Advocates for scope 3 emissions disclosure claim that the protests from the smaller farmers are baseless, and that even if approved, “there is no reason to believe that publicly traded companies would voluntarily initiate a massive reporting system for agriculture because of the SEC’s rule,” Alexandra Thornton, senior director of tax policy at the progressive Center for American Progress,
wrote on the group’s website.
“The far greater threat to farms and ranches is climate change itself,” she wrote. Thornton, who
met in July with SEC representatives on behalf of American Progress, did not respond to an interview request.
A network of activist companies like
Ceres with large private equity and financiers on board are working to “transform” the economy over climate concerns, according to
Ceres’ self-description.
In adherence, farmers will have to recreate their business model.
“Addressing these emissions will require a shift in agricultural production to more sustainable and regenerative methods ...” Kate Monahan, director of shareholder advocacy at Trillium Asset Management, said in
an interview this month with ESG Clarity, a website trafficking in ESG news directed at the financial sector. “It’s imperative that food companies keep improving measurement of their Scope 3 emissions’ sources to be able to prioritize actions that reduce their emissions hotspots.”
The percentage of surveyed farmers expecting onerous environmental regulations
doubled upon the election of President Biden in November 2020, to 83 percent from the month preceding the election, according to a Purdue University survey of producers.
The proposed SEC rule appears to confirm such fears. And the agriculture sector expects more problems down the line.

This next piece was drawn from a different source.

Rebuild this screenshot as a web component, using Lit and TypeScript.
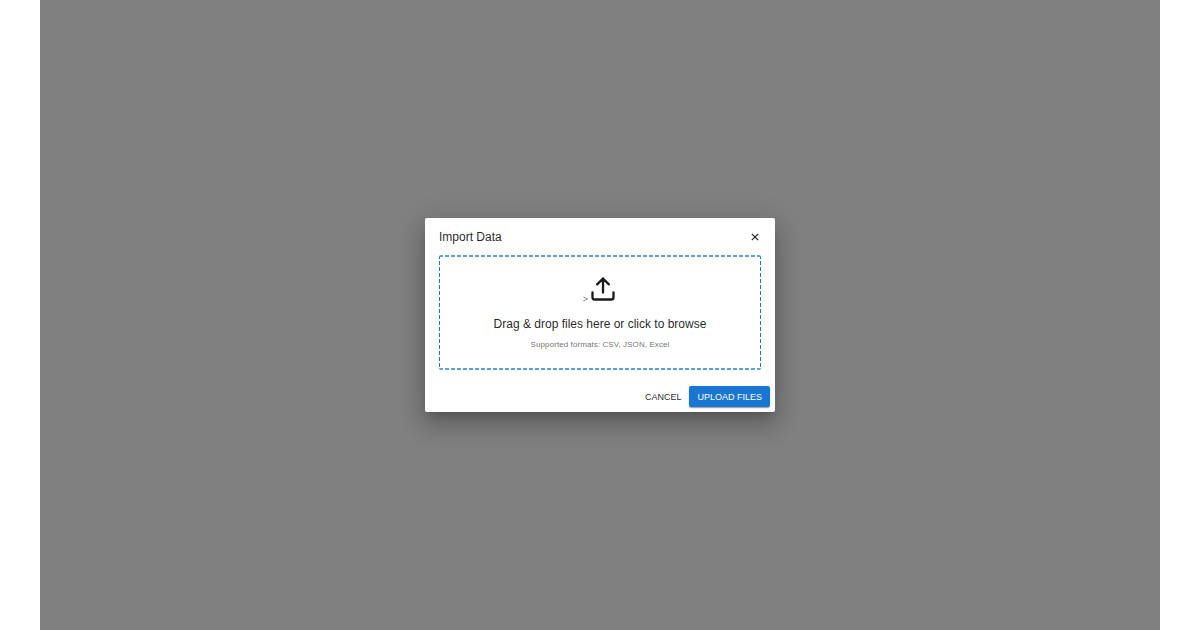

“I could see the day when there are restrictions on who we lend money to based on what their environmental practices might be,” Chris Gavin, president of Midwest Bank in the ag belt town of Monmouth, Illinois, told a farming panel on a
local radio station in September. “We’ve been warned that it’s coming to the banks, it’s the path we seem to be on. And the outcome is going to be dependent on who is governing our country.”